Hash tables
Hash tables provide a way to store a collection of items so that they are easily and quickly accessible. To achieve this a hash table stores an index of the physical address where the data is stored as a key that maps
directly to the value stored in that location. This index is created using a hash function.
Methods for hashing
Hashing is frequently done in two steps:
- Generate a hash
- Use the hash to calculate an index in the hash table
Generating a hash with the folding method
One method that can be used to generate a hash is the folding method. This would break a number up into a series of groups of digits and then add these to provide a hash.
Lets consider an ISBN which is made up of 12
digits followed by a check digit which we will ignore, split into groups of 2 digits. This gives us 97 + 83 + 16 + 14 + 84 + 10 which is a hash value of 304.

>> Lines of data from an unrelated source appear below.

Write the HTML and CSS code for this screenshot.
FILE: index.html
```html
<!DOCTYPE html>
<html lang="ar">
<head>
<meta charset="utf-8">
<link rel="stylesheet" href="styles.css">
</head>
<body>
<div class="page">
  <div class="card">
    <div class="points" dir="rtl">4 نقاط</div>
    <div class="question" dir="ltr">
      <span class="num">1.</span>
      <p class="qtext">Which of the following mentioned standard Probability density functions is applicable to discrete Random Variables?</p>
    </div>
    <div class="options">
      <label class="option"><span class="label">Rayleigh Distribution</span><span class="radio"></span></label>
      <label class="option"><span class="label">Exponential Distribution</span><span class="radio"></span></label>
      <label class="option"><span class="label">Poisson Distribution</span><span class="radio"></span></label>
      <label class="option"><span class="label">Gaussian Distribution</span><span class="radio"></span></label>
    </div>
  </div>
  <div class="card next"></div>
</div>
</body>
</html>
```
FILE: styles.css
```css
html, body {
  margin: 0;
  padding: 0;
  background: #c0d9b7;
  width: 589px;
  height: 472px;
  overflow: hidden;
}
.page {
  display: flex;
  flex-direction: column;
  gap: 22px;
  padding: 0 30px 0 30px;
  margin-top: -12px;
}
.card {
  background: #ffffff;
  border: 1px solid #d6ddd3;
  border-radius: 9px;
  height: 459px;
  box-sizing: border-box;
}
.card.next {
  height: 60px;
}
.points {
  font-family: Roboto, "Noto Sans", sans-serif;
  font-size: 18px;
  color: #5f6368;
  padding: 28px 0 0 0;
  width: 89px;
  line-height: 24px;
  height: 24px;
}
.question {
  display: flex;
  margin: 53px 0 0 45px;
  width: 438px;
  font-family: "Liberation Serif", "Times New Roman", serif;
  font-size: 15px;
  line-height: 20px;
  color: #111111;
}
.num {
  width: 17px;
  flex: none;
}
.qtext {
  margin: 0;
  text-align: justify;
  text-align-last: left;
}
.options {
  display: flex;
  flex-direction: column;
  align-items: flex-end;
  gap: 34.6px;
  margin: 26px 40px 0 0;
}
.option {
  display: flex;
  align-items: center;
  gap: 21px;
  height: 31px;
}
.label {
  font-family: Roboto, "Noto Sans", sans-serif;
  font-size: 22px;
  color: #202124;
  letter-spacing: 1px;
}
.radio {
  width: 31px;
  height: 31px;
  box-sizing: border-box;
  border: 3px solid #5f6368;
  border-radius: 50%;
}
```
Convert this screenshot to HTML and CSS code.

Generating a hash from strings
A simple method that can be used to hash strings is to add the ASCII value of each of the characters in a string. "String" = 83 + 116 + 114 + 105 +110 +103 = 631
Calculating an index
One way to calculate an index is to divide the hash value by the number of available spaces in the hash table and return the remainder i.e. use modulus. If we were trying to insert our ISBN from earlier into a hash table
with 100 spaces then it would be 304 MOD 100 which is 4.
Collisions
If two items result in the same index then we have a collision. An item that shares an index with another is a synonym. If we had another ISBN that resulted in a hash value of 404 this would be a synonym of our earlier ISBN
as it would also return an index of 4.
Collision resolution
Any hashing algorithm could result in collisions and so there must be a way to resolve these. Calculating a new location when there is a collision is called rehashing. A basic way to handle rehashing is to place the item in
the next available free space if the space is already occupied. Alternately a set increment or even a variable increment might be used.
Hash tables and Python dictionaries
Python dictionaries are implemented as hash tables. This is an example of functional abstraction as you don't have to know or understand hash tables to use them, just the methods available to python dictionaries.